Green Meadows, August 6 , i862.
Dearest: — Adjutant Avery, Lieutenant Hastings, and some good men go home on recruiting service.
I have nothing to say this hot day. I have still some hope that things will so work together as to allow me to see you during the next month or two. At present no leaves of absence are granted to officers appointed in new regiments. I do not know how this will affect the appointees for the Seventy-ninth. If they choose to turn us out, all right. I am indifferent. Indeed, leaving the Twenty-third is an unpleasant thing to contemplate. When I look at the neat, hardy, healthy, contented young fellows who make up nine-tenths of the regiment, and contrast their appearance with a mob of raw recruits — dirty, sickly, lawless, and complaining, I can't help feeling that I should be a great fool to accept the new position.
But there are other considerations which influence me in the other direction, and so I quietly dodge the question for the present. To see “all the boys” and your own dear self, that is a great matter, and I think, if things go on as I anticipate, that circumstances will decide me for the Seventy-ninth, always provided these stringent orders as to absence don't cut me out of the chance.
Dr. Joe has been for three or four days quite sick. He is now up and about again. He complains that he gets no letters.
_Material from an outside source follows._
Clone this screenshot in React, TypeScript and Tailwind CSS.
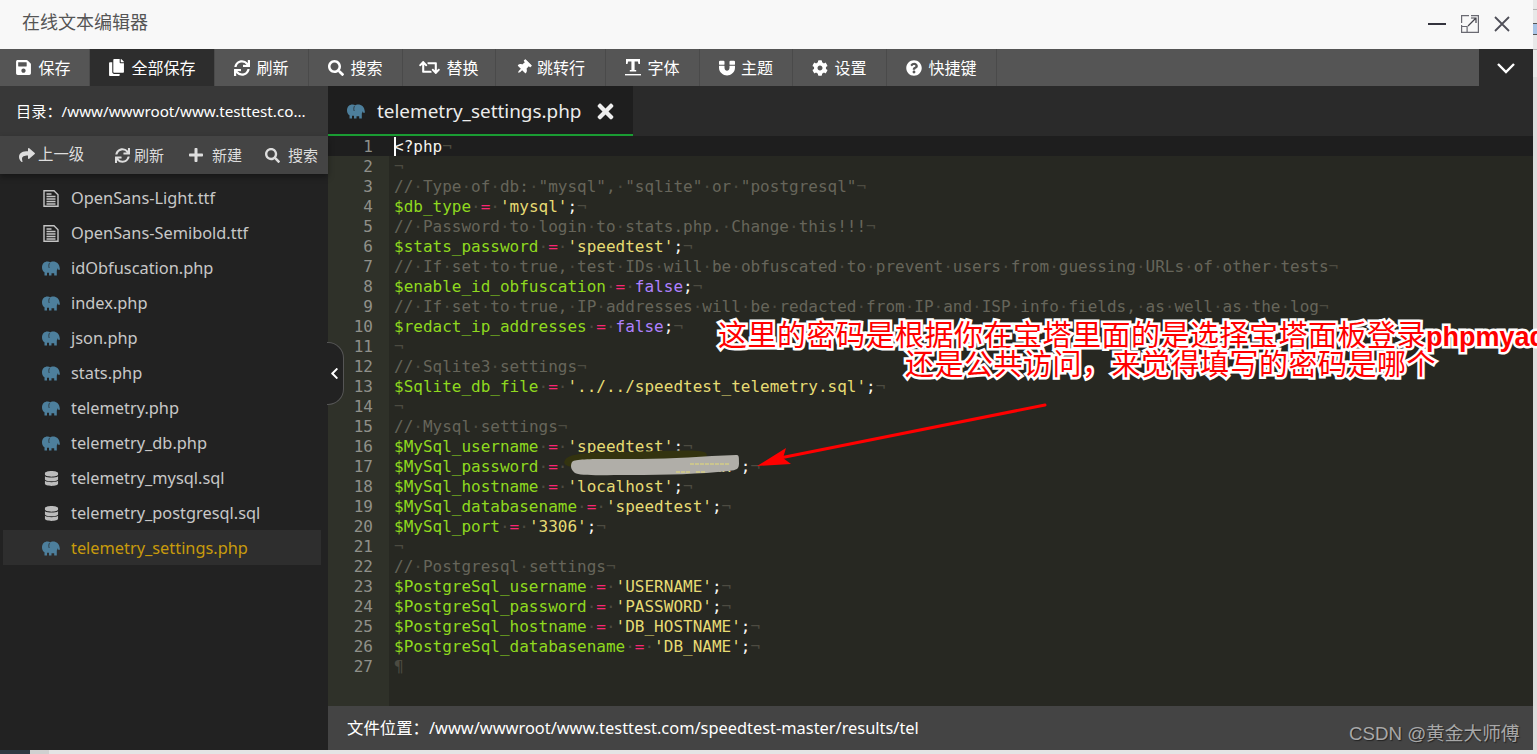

Later. — Dr. Joe is content. He has got two letters — one from you and one from Mother. I have yours of the 26th. Yes, we feel a good deal alike about leaving the Twenty-third. Well, I have no official notice as to what I am to do. But I have official notice that no leave of absence is granted for the purpose of recruiting new regiments. So the question as to whether I go or stay is likely to decide itself. So let it do. Love to all the boys.